# SET PROBLEM
Identify and pull out each line of the entries in which "styles" occurs.

Rows from a dataset of pages and code
-----

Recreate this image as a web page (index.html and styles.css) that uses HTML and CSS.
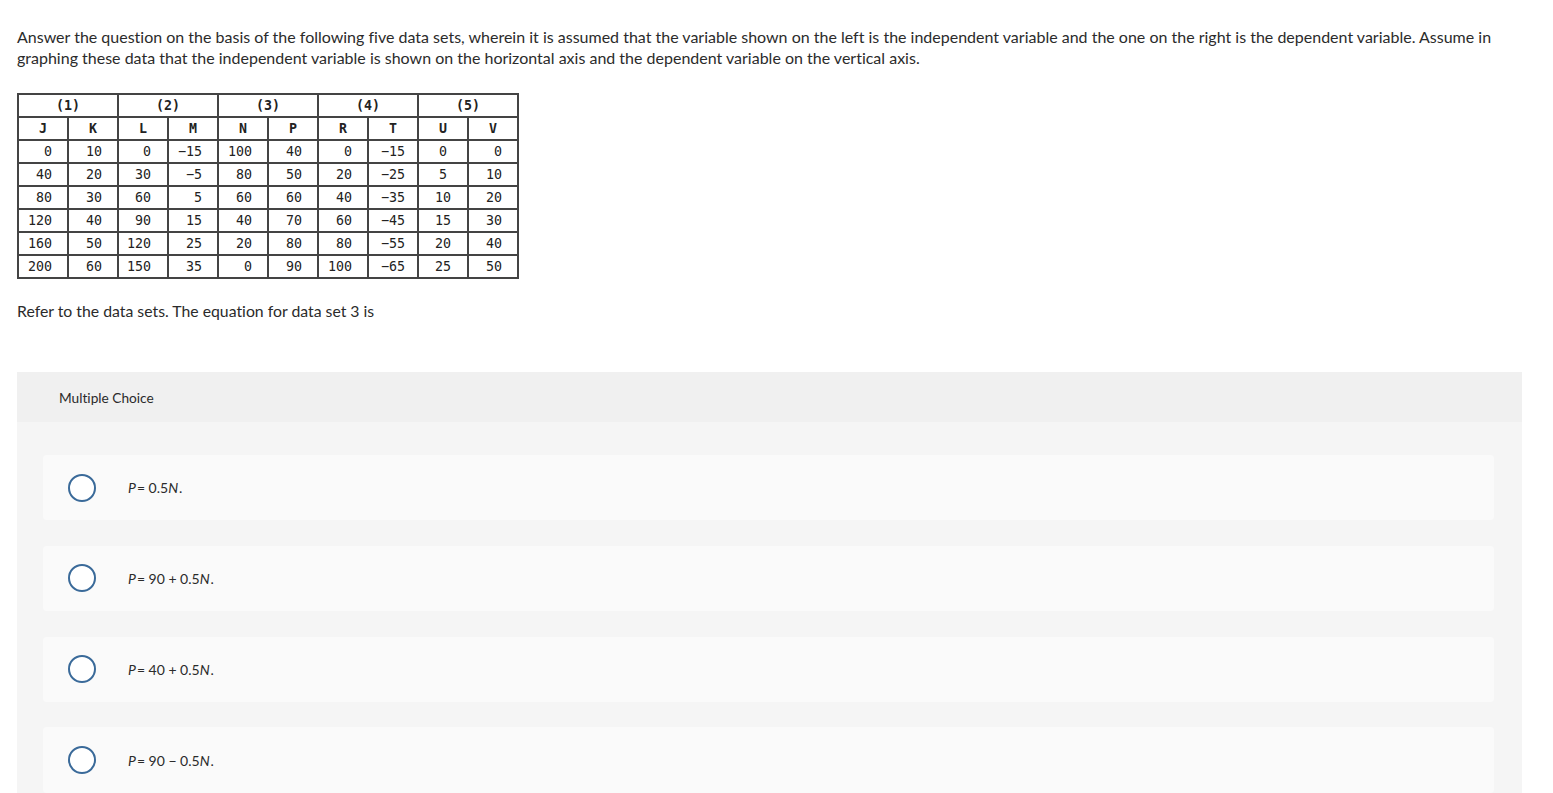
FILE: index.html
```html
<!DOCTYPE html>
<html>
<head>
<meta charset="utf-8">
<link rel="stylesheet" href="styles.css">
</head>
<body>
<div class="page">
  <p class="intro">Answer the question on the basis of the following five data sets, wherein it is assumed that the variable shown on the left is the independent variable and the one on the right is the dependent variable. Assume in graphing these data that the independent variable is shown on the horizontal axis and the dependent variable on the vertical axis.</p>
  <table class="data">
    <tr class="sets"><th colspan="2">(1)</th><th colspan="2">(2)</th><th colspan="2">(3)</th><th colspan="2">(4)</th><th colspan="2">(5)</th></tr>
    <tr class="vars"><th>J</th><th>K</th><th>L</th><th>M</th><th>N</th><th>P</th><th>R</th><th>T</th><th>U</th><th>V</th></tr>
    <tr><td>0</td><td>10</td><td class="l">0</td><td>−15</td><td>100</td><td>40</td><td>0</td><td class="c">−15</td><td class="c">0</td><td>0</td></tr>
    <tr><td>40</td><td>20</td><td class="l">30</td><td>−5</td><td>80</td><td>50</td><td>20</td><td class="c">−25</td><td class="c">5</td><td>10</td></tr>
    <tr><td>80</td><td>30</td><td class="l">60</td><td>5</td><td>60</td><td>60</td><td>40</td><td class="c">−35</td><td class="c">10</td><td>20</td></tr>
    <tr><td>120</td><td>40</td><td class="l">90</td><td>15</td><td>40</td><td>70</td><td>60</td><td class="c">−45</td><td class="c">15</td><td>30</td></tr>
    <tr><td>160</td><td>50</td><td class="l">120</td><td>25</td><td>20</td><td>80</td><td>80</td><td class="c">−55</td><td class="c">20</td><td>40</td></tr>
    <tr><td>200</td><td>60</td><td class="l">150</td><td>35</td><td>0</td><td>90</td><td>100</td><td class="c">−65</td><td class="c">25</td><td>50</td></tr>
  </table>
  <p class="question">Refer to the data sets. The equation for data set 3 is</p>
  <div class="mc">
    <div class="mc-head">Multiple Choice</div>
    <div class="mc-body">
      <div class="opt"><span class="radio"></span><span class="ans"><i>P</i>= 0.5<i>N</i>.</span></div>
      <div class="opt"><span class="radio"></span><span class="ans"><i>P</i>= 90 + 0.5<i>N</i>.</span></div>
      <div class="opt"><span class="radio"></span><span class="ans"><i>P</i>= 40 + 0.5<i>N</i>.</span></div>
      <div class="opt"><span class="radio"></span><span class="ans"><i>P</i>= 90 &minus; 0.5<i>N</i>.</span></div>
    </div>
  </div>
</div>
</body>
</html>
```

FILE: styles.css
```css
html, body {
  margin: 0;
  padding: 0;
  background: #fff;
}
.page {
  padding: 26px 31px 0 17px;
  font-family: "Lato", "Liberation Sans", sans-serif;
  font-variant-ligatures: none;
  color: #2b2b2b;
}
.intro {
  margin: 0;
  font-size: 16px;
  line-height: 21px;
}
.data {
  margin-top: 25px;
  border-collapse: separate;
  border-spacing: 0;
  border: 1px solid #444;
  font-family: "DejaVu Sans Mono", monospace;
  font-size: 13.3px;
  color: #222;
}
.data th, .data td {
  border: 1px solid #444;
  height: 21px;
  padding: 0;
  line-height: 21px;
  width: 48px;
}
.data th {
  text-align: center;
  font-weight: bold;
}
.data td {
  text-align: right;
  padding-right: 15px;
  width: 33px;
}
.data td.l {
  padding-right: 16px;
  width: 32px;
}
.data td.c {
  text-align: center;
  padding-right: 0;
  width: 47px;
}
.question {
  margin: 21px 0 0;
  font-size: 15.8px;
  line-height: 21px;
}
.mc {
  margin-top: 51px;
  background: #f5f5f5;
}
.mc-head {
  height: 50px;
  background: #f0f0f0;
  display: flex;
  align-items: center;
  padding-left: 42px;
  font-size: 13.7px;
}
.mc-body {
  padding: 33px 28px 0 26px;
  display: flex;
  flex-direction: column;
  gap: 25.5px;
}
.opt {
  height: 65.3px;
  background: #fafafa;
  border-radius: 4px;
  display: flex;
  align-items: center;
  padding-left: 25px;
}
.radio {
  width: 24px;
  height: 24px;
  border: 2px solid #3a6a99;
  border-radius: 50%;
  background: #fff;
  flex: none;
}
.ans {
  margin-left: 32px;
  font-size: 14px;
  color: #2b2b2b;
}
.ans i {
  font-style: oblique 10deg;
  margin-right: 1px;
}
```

-----

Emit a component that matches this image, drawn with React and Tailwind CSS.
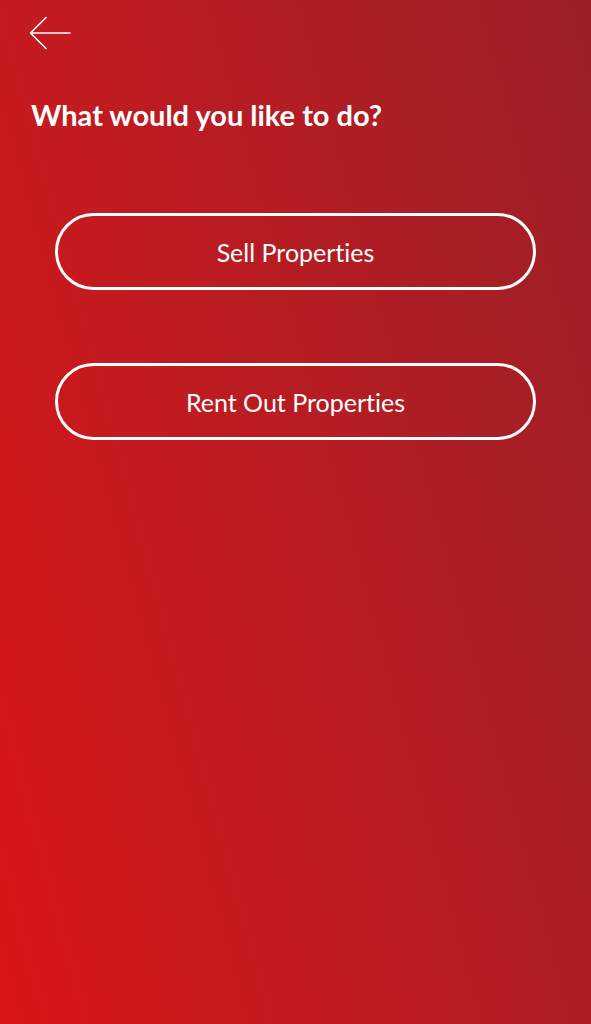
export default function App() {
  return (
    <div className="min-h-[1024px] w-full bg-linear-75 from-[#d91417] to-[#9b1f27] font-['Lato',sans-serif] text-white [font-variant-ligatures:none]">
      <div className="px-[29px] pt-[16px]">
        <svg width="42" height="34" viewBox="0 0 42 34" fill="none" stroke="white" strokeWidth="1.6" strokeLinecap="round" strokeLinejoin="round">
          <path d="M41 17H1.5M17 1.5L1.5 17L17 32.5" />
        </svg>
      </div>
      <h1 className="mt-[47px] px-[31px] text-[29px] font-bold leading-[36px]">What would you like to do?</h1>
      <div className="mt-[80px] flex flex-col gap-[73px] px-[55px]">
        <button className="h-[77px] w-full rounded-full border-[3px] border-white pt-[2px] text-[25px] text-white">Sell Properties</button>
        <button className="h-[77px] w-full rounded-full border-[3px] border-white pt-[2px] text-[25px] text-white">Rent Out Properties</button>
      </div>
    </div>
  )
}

-----

# RESPONSE TO THIS EXERCISE
Recreate this image as a web page (index.html and styles.css) that uses HTML and CSS.
<link rel="stylesheet" href="styles.css">
FILE: styles.css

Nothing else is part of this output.